### Requirement
Can you write out all the lines word for word, with no pictures?
** START OF Dataset content **
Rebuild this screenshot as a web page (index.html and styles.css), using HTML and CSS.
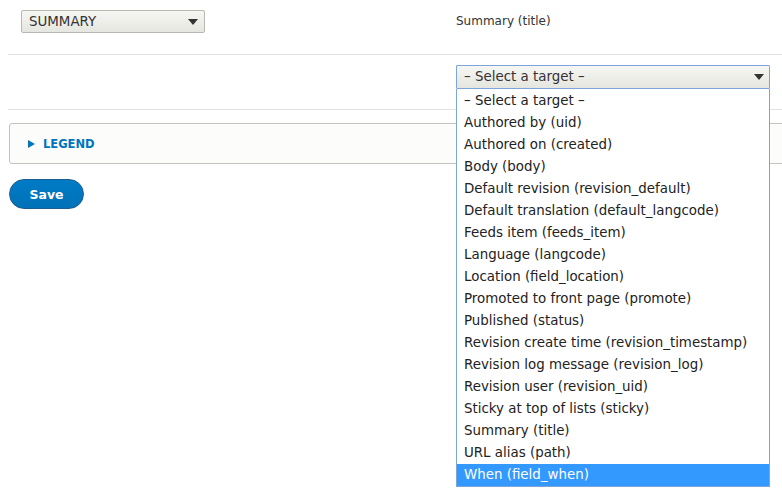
FILE: index.html
```html
<!DOCTYPE html>
<html>
<head>
<meta charset="utf-8">
<link rel="stylesheet" href="styles.css">
</head>
<body>
<div class="page">
  <div class="row row-first">
    <div class="cell-left">
      <div class="select select-source"><span>SUMMARY</span><span class="arrow"></span></div>
    </div>
    <div class="cell-right"><span class="target-text">Summary (title)</span></div>
  </div>
  <div class="row row-second">
    <div class="cell-left"></div>
    <div class="cell-right">
      <div class="select select-target"><span>– Select a target –</span><span class="arrow"></span></div>
      <ul class="listbox">
        <li>– Select a target –</li>
        <li>Authored by (uid)</li>
        <li>Authored on (created)</li>
        <li>Body (body)</li>
        <li>Default revision (revision_default)</li>
        <li>Default translation (default_langcode)</li>
        <li>Feeds item (feeds_item)</li>
        <li>Language (langcode)</li>
        <li>Location (field_location)</li>
        <li>Promoted to front page (promote)</li>
        <li>Published (status)</li>
        <li>Revision create time (revision_timestamp)</li>
        <li>Revision log message (revision_log)</li>
        <li>Revision user (revision_uid)</li>
        <li>Sticky at top of lists (sticky)</li>
        <li>Summary (title)</li>
        <li>URL alias (path)</li>
        <li class="selected">When (field_when)</li>
      </ul>
    </div>
  </div>
  <div class="legend-box">
    <span class="legend-toggle"><span class="tri"></span>LEGEND</span>
  </div>
  <div class="actions">
    <button class="btn-save">Save</button>
  </div>
</div>
</body>
</html>
```

FILE: styles.css
```css
html {
  overflow: hidden;
  height: 100%;
}
body {
  margin: 0;
  padding: 0;
  background: #fff;
  min-height: 100%;
  font-family: "DejaVu Sans", Verdana, sans-serif;
  font-size: 12px;
  color: #222;
}
.page {
  padding-left: 8px;
  width: 800px;
}
.row {
  display: grid;
  grid-template-columns: 448px 1fr;
  border-bottom: 1px solid #e2e2df;
}
.row-first {
  height: 54px;
}
.row-second {
  height: 54px;
}
.cell-left {
  padding-left: 13px;
  padding-top: 10px;
}
.cell-right {
  position: relative;
}
.row-first .cell-right {
  padding-top: 14px;
}
.row-second .cell-left,
.row-second .cell-right {
  padding-top: 10px;
}
.target-text {
  font-size: 12px;
  color: #333;
}
.select {
  box-sizing: border-box;
  height: 23px;
  display: flex;
  align-items: center;
  justify-content: space-between;
  border: 1px solid #b8b8b2;
  border-radius: 2px;
  background: linear-gradient(#f6f6f3, #e6e6e0);
  color: #333;
  font-size: 13.4px;
}
.select-source {
  width: 184px;
  padding: 0 6px 0 7px;
}
.select-target {
  width: 314px;
  height: 24px;
  padding: 0 5px 0 7px;
  border-color: #7ea4dc;
  border-radius: 1px;
}
.select-target span:first-child {
  margin-top: -1px;
}
.arrow {
  width: 0;
  height: 0;
  border-left: 5px solid transparent;
  border-right: 5px solid transparent;
  border-top: 6px solid #333;
}
.listbox {
  position: absolute;
  left: 0;
  top: 34px;
  box-sizing: border-box;
  width: 314px;
  margin: 0;
  padding: 1px 0 0;
  list-style: none;
  background: #fff;
  border: 1px solid #7ea4dc;
  border-top: none;
  z-index: 5;
  font-size: 13.4px;
  color: #222;
}
.listbox li {
  height: 22px;
  line-height: 22px;
  padding-left: 7px;
  white-space: nowrap;
}
.listbox li.selected {
  background: #3399ff;
  color: #fff;
}
.legend-box {
  box-sizing: border-box;
  margin: 13px 0 0 1px;
  height: 41px;
  border: 1px solid #c4c4bf;
  border-radius: 3px;
  background: #fcfcfa;
  display: flex;
  align-items: center;
  padding-left: 18px;
}
.legend-toggle {
  display: flex;
  align-items: center;
  color: #0074bd;
  font-weight: bold;
  font-size: 11.5px;
}
.tri {
  width: 0;
  height: 0;
  border-top: 4px solid transparent;
  border-bottom: 4px solid transparent;
  border-left: 7px solid #0074bd;
  margin-right: 8px;
}
.actions {
  padding: 15px 0 0 1px;
}
.btn-save {
  width: 75px;
  height: 30px;
  border: 1px solid #1e5c90;
  border-radius: 15px;
  background: linear-gradient(#007bc6, #0071b8);
  color: #fff;
  font-family: "DejaVu Sans", Verdana, sans-serif;
  font-weight: bold;
  font-size: 12.5px;
  padding: 0;
}
```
** END OF Dataset content **
### The answer
Rebuild this screenshot as a web page (index.html and styles.css), using HTML and CSS.
FILE: index.html
```html
<!DOCTYPE html>
<html>
<head>
<meta charset="utf-8">
<link rel="stylesheet" href="styles.css">
</head>
<body>
<div class="page">
  <div class="row row-first">
    <div class="cell-left">
      <div class="select select-source"><span>SUMMARY</span><span class="arrow"></span></div>
    </div>
    <div class="cell-right"><span class="target-text">Summary (title)</span></div>
  </div>
  <div class="row row-second">
    <div class="cell-left"></div>
    <div class="cell-right">
      <div class="select select-target"><span>– Select a target –</span><span class="arrow"></span></div>
      <ul class="listbox">
        <li>– Select a target –</li>
        <li>Authored by (uid)</li>
        <li>Authored on (created)</li>
        <li>Body (body)</li>
        <li>Default revision (revision_default)</li>
        <li>Default translation (default_langcode)</li>
        <li>Feeds item (feeds_item)</li>
        <li>Language (langcode)</li>
        <li>Location (field_location)</li>
        <li>Promoted to front page (promote)</li>
        <li>Published (status)</li>
        <li>Revision create time (revision_timestamp)</li>
        <li>Revision log message (revision_log)</li>
        <li>Revision user (revision_uid)</li>
        <li>Sticky at top of lists (sticky)</li>
        <li>Summary (title)</li>
        <li>URL alias (path)</li>
        <li class="selected">When (field_when)</li>
      </ul>
    </div>
  </div>
  <div class="legend-box">
    <span class="legend-toggle"><span class="tri"></span>LEGEND</span>
  </div>
  <div class="actions">
    <button class="btn-save">Save</button>
  </div>
</div>
</body>
</html>
```

FILE: styles.css
```css
html {
  overflow: hidden;
  height: 100%;
}
body {
  margin: 0;
  padding: 0;
  background: #fff;
  min-height: 100%;
  font-family: "DejaVu Sans", Verdana, sans-serif;
  font-size: 12px;
  color: #222;
}
.page {
  padding-left: 8px;
  width: 800px;
}
.row {
  display: grid;
  grid-template-columns: 448px 1fr;
  border-bottom: 1px solid #e2e2df;
}
.row-first {
  height: 54px;
}
.row-second {
  height: 54px;
}
.cell-left {
  padding-left: 13px;
  padding-top: 10px;
}
.cell-right {
  position: relative;
}
.row-first .cell-right {
  padding-top: 14px;
}
.row-second .cell-left,
.row-second .cell-right {
  padding-top: 10px;
}
.target-text {
  font-size: 12px;
  color: #333;
}
.select {
  box-sizing: border-box;
  height: 23px;
  display: flex;
  align-items: center;
  justify-content: space-between;
  border: 1px solid #b8b8b2;
  border-radius: 2px;
  background: linear-gradient(#f6f6f3, #e6e6e0);
  color: #333;
  font-size: 13.4px;
}
.select-source {
  width: 184px;
  padding: 0 6px 0 7px;
}
.select-target {
  width: 314px;
  height: 24px;
  padding: 0 5px 0 7px;
  border-color: #7ea4dc;
  border-radius: 1px;
}
.select-target span:first-child {
  margin-top: -1px;
}
.arrow {
  width: 0;
  height: 0;
  border-left: 5px solid transparent;
  border-right: 5px solid transparent;
  border-top: 6px solid #333;
}
.listbox {
  position: absolute;
  left: 0;
  top: 34px;
  box-sizing: border-box;
  width: 314px;
  margin: 0;
  padding: 1px 0 0;
  list-style: none;
  background: #fff;
  border: 1px solid #7ea4dc;
  border-top: none;
  z-index: 5;
  font-size: 13.4px;
  color: #222;
}
.listbox li {
  height: 22px;
  line-height: 22px;
  padding-left: 7px;
  white-space: nowrap;
}
.listbox li.selected {
  background: #3399ff;
  color: #fff;
}
.legend-box {
  box-sizing: border-box;
  margin: 13px 0 0 1px;
  height: 41px;
  border: 1px solid #c4c4bf;
  border-radius: 3px;
  background: #fcfcfa;
  display: flex;
  align-items: center;
  padding-left: 18px;
}
.legend-toggle {
  display: flex;
  align-items: center;
  color: #0074bd;
  font-weight: bold;
  font-size: 11.5px;
}
.tri {
  width: 0;
  height: 0;
  border-top: 4px solid transparent;
  border-bottom: 4px solid transparent;
  border-left: 7px solid #0074bd;
  margin-right: 8px;
}
.actions {
  padding: 15px 0 0 1px;
}
.btn-save {
  width: 75px;
  height: 30px;
  border: 1px solid #1e5c90;
  border-radius: 15px;
  background: linear-gradient(#007bc6, #0071b8);
  color: #fff;
  font-family: "DejaVu Sans", Verdana, sans-serif;
  font-weight: bold;
  font-size: 12.5px;
  padding: 0;
}
```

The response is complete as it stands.